(Task to carry out): Look through the material below and give the number of lines holding "styles", with no other words.

(Source data):
......
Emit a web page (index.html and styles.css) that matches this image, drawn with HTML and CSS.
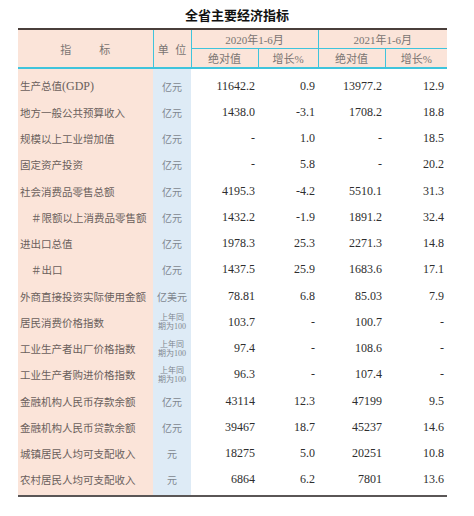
FILE: index.html
```html
<!DOCTYPE html>
<html lang="zh">
<head>
<meta charset="utf-8">
<link rel="stylesheet" href="styles.css">
</head>
<body>
<h1 class="title">全省主要经济指标</h1>
<table class="stats">
  <colgroup>
    <col class="c-name"><col class="c-unit"><col class="c-abs"><col class="c-pct"><col class="c-abs2"><col class="c-pct2">
  </colgroup>
  <thead>
    <tr class="h1">
      <th rowspan="2" class="h-name">指<span class="gap"></span>标</th>
      <th rowspan="2" class="h-unit">单 位</th>
      <th colspan="2" class="h-year">2020年1-6月</th>
      <th colspan="2" class="h-year">2021年1-6月</th>
    </tr>
    <tr class="h2">
      <th class="h-sub">绝对值</th>
      <th class="h-sub">增长%</th>
      <th class="h-sub">绝对值</th>
      <th class="h-sub">增长%</th>
    </tr>
  </thead>
  <tbody>
    <tr class="first"><td class="name">生产总值<span class="lat">(GDP)</span></td><td class="unit">亿元</td><td class="num">11642.2</td><td class="num">0.9</td><td class="num">13977.2</td><td class="num">12.9</td></tr>
    <tr><td class="name">地方一般公共预算收入</td><td class="unit">亿元</td><td class="num">1438.0</td><td class="num">-3.1</td><td class="num">1708.2</td><td class="num">18.8</td></tr>
    <tr><td class="name">规模以上工业增加值</td><td class="unit">亿元</td><td class="num">-</td><td class="num">1.0</td><td class="num">-</td><td class="num">18.5</td></tr>
    <tr><td class="name">固定资产投资</td><td class="unit">亿元</td><td class="num">-</td><td class="num">5.8</td><td class="num">-</td><td class="num">20.2</td></tr>
    <tr><td class="name">社会消费品零售总额</td><td class="unit">亿元</td><td class="num">4195.3</td><td class="num">-4.2</td><td class="num">5510.1</td><td class="num">31.3</td></tr>
    <tr><td class="name sub">＃限额以上消费品零售额</td><td class="unit">亿元</td><td class="num">1432.2</td><td class="num">-1.9</td><td class="num">1891.2</td><td class="num">32.4</td></tr>
    <tr><td class="name">进出口总值</td><td class="unit">亿元</td><td class="num">1978.3</td><td class="num">25.3</td><td class="num">2271.3</td><td class="num">14.8</td></tr>
    <tr><td class="name sub">＃出口</td><td class="unit">亿元</td><td class="num">1437.5</td><td class="num">25.9</td><td class="num">1683.6</td><td class="num">17.1</td></tr>
    <tr><td class="name">外商直接投资实际使用金额</td><td class="unit">亿美元</td><td class="num">78.81</td><td class="num">6.8</td><td class="num">85.03</td><td class="num">7.9</td></tr>
    <tr><td class="name">居民消费价格指数</td><td class="unit small">上年同<br>期为100</td><td class="num">103.7</td><td class="num">-</td><td class="num">100.7</td><td class="num">-</td></tr>
    <tr><td class="name">工业生产者出厂价格指数</td><td class="unit small">上年同<br>期为100</td><td class="num">97.4</td><td class="num">-</td><td class="num">108.6</td><td class="num">-</td></tr>
    <tr><td class="name">工业生产者购进价格指数</td><td class="unit small">上年同<br>期为100</td><td class="num">96.3</td><td class="num">-</td><td class="num">107.4</td><td class="num">-</td></tr>
    <tr><td class="name">金融机构人民币存款余额</td><td class="unit">亿元</td><td class="num">43114</td><td class="num">12.3</td><td class="num">47199</td><td class="num">9.5</td></tr>
    <tr><td class="name">金融机构人民币贷款余额</td><td class="unit">亿元</td><td class="num">39467</td><td class="num">18.7</td><td class="num">45237</td><td class="num">14.6</td></tr>
    <tr><td class="name">城镇居民人均可支配收入</td><td class="unit">元</td><td class="num">18275</td><td class="num">5.0</td><td class="num">20251</td><td class="num">10.8</td></tr>
    <tr class="last"><td class="name">农村居民人均可支配收入</td><td class="unit">元</td><td class="num">6864</td><td class="num">6.2</td><td class="num">7801</td><td class="num">13.6</td></tr>
  </tbody>
</table>
</body>
</html>
```

FILE: styles.css
```css
html, body {
  margin: 0;
  padding: 0;
  background: #ffffff;
}
body {
  font-family: "Liberation Serif", "Noto Sans CJK SC", serif;
  color: #333;
}
.title {
  margin: 0;
  padding-top: 6px;
  height: 22px;
  text-align: center;
  font-family: "Noto Sans CJK SC", sans-serif;
  font-size: 13px;
  font-weight: bold;
  line-height: 18px;
  color: #111;
}
.stats {
  margin-left: 18px;
  width: 429px;
  table-layout: fixed;
  border-collapse: collapse;
  border-top: 2px solid #4a3f3b;
  border-bottom: 2px solid #5a5656;
}
.c-name { width: 135px; }
.c-unit { width: 38px; }
.c-abs { width: 67px; }
.c-pct { width: 60px; }
.c-abs2 { width: 67px; }
.c-pct2 { width: 62px; }

.stats th {
  background: #fbe4d9;
  font-weight: normal;
  color: #7a7472;
  font-size: 11px;
  padding: 0;
  border: 1.5px solid #3fc4dc;
  border-top: none;
  font-family: "Liberation Serif", "Noto Sans CJK SC", serif;
}
.stats th:first-child { border-left: none; }
.stats tr.h1 th:last-child,
.stats tr.h2 th:last-child { border-right: none; }
.stats thead tr:last-child th,
.stats th[rowspan] { border-bottom: 2.5px solid #3fc4dc; }
.h1 th { height: 18px; }
.h2 th { height: 18px; }
.gap { display: inline-block; width: 28px; }
.h-unit { word-spacing: 4px; }

.stats td {
  padding: 0;
  height: 26.25px;
  font-size: 12px;
}
.stats tr.first td { padding-top: 4px; }
.stats tr.last td { padding-bottom: 2px; }
.stats td.name {
  background: #fbe4d9;
  font-family: "Noto Sans CJK SC", sans-serif;
  font-size: 10.5px;
  color: #6a5f5c;
  padding-left: 2px;
  white-space: nowrap;
}
.stats td.name .lat {
  font-family: "Liberation Serif", serif;
  font-size: 12px;
}
.stats td.name.sub { padding-left: 13px; }
.stats td.unit {
  background: #deebf6;
  text-align: center;
  font-family: "Noto Sans CJK SC", sans-serif;
  font-size: 10px;
  color: #7f8790;
}
.stats td.unit.small {
  font-family: "Liberation Serif", "Noto Sans CJK SC", serif;
  font-size: 8px;
  line-height: 9px;
}
.stats td.num {
  text-align: right;
  padding-right: 3px;
  color: #2e2e2e;
}
```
......
(Result of this task): 3